From a peak of just over $11.00 down to a low of $1.20 – Yikes! Once the news broke of the lead developer selling, it sparked a massive fire sale. As I wrote in this article when Sushi was above $10.00, “All I have to say is this: If it’s too good to be true, it probably is. Manage your risk appropriately”. Head Chef Nomi himself compared his actions to that of Litecoin Creator Charlie Lee.

Many scoffed at NomiChef’s commentary, burnt and butthurt. Of course pitchforks & torches were raised, and the doxxing hunt began. One popular idea floating around is that BAND CTO Sorawit Suriyakarn was the lead developer of Sushi. It got enough attention the BAND team released an official community letter. There’s no concrete proof either way you look at it – just coincidences and speculation.

Full thread inside this tweet, worth a read.

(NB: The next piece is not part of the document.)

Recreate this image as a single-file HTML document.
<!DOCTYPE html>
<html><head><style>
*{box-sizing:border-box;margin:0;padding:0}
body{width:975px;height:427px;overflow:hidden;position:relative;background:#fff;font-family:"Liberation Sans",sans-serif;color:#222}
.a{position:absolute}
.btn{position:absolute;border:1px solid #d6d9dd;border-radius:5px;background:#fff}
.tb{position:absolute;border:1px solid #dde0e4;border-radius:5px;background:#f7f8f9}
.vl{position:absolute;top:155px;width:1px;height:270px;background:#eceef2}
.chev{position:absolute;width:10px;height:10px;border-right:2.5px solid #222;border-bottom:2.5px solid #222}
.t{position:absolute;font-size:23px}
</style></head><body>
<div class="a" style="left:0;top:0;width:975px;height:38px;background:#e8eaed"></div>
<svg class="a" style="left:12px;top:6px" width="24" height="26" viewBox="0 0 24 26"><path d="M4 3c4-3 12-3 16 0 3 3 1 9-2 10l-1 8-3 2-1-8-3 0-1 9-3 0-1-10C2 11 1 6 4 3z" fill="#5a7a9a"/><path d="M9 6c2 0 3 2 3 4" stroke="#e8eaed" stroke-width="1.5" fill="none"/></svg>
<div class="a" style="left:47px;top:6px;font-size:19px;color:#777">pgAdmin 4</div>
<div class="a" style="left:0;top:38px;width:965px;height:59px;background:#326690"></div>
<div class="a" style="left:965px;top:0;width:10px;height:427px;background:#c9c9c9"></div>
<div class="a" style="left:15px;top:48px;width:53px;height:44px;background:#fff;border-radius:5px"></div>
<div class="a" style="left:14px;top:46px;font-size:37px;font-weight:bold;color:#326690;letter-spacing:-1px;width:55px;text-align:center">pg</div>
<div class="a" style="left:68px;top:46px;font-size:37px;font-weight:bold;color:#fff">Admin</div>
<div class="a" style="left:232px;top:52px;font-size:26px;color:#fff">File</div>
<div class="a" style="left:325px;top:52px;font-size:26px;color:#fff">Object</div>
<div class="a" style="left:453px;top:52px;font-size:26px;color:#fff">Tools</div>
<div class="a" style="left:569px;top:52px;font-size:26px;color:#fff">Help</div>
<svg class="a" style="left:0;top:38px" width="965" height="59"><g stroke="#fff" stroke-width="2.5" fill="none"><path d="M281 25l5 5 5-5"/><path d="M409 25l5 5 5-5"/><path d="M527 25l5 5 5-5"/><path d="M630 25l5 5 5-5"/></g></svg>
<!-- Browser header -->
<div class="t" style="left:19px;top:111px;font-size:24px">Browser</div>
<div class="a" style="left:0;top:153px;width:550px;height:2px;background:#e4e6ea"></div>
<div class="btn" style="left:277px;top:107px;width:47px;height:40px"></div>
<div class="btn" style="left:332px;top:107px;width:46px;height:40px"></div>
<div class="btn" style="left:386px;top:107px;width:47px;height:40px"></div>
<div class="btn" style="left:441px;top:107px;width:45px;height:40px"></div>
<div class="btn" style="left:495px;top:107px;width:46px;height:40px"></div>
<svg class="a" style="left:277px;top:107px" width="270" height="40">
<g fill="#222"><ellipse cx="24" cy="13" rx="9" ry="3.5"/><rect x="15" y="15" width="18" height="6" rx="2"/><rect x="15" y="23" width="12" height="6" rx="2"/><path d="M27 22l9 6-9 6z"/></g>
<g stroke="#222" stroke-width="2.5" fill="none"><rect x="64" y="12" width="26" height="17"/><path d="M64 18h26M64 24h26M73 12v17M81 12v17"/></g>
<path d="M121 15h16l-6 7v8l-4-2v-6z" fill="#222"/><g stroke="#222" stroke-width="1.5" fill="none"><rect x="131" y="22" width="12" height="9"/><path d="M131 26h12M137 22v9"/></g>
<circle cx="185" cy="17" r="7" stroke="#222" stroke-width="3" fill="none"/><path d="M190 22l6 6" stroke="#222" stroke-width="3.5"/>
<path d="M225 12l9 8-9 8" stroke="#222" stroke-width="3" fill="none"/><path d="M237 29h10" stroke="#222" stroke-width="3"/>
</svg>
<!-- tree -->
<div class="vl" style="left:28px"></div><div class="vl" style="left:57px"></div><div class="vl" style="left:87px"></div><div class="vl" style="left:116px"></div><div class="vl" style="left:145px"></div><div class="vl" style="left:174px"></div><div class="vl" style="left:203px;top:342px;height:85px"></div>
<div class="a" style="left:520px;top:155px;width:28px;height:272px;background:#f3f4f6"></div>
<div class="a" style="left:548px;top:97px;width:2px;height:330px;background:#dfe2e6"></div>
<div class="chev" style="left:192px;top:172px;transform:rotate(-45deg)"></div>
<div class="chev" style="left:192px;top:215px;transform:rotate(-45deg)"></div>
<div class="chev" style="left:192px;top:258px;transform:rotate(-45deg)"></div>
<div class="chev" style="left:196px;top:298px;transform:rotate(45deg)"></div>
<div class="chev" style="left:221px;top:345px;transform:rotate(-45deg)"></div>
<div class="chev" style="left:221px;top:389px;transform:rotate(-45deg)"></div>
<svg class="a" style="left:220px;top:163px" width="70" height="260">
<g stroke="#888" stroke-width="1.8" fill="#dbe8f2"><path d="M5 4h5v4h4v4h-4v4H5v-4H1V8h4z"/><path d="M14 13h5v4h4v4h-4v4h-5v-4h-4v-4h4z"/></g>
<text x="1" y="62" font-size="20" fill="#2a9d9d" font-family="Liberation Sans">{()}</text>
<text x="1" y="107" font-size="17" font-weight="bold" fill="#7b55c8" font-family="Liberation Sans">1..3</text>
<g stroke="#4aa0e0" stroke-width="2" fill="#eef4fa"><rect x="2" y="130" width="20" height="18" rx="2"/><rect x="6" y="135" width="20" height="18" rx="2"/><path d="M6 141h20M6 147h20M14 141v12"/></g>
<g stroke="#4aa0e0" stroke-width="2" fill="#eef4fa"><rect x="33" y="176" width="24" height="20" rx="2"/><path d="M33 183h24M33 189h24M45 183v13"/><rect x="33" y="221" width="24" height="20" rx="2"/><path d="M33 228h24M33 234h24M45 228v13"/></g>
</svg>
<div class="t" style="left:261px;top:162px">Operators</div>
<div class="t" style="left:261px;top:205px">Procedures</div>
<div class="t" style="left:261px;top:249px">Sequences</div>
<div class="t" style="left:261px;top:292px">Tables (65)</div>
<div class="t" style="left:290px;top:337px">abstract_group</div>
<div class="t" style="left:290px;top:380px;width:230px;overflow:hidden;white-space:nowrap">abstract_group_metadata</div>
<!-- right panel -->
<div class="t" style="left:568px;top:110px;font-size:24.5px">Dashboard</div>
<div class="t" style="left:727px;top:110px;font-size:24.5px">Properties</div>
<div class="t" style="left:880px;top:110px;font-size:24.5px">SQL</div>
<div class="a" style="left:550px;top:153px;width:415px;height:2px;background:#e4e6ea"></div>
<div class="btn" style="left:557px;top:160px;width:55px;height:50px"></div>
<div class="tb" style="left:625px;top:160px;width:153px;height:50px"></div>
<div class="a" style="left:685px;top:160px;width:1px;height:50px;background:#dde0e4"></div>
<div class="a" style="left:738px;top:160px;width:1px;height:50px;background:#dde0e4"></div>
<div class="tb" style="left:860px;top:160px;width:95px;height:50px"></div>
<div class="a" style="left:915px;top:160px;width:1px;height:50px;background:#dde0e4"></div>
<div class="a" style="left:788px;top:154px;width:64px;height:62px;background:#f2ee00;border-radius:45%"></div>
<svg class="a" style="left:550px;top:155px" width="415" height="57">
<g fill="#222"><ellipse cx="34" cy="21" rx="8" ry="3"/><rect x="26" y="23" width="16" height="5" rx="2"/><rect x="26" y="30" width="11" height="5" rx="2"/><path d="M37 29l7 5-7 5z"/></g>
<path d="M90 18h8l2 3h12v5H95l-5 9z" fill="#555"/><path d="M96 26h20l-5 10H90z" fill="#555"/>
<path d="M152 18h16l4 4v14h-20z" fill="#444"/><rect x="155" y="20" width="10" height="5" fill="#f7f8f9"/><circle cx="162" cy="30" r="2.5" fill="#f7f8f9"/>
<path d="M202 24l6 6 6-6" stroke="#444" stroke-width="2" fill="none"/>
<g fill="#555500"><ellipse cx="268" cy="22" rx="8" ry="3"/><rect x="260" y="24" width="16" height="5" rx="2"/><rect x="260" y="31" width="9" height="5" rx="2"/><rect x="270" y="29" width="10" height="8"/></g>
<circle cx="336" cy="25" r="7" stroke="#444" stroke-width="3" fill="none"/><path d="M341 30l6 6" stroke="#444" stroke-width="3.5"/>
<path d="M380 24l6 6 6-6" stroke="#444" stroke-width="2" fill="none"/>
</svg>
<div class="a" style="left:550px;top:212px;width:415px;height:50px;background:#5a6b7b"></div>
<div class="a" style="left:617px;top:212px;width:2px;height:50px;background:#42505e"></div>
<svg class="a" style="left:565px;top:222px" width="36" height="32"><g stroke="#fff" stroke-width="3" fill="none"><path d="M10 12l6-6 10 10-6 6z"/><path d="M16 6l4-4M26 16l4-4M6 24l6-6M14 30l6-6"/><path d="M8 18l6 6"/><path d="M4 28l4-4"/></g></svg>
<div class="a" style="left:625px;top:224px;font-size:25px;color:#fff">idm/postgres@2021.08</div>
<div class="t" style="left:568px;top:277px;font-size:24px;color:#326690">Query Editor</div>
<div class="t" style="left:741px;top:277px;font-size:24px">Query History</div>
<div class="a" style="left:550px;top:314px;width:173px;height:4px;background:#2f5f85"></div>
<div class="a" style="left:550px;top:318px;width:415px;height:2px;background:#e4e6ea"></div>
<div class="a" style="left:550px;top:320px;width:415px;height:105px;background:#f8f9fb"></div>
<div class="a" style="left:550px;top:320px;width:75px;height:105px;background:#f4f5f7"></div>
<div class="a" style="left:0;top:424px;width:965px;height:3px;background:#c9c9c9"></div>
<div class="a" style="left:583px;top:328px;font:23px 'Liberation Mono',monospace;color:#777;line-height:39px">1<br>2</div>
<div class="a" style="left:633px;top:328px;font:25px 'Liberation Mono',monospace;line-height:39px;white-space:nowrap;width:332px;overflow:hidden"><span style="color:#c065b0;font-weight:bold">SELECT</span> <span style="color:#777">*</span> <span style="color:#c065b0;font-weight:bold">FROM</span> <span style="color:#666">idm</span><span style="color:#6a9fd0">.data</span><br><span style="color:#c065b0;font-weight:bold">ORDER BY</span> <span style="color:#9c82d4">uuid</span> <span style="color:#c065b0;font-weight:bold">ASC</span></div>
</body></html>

Humans first reaction is always to point the finger and someone else, when it in reality three fingers are pointed back at you. Remember that old saying? “Don’t invest more than you can afford to lose”. That concept applies 10 fold to anonymous DeFi shitcoins. The risks are on the table – by now you have no excuse when shit hits the fan. Like I said in this YouTube video – EXPECT TO LOSE ALL OF YOUR MONEY IN THESE PROJECTS.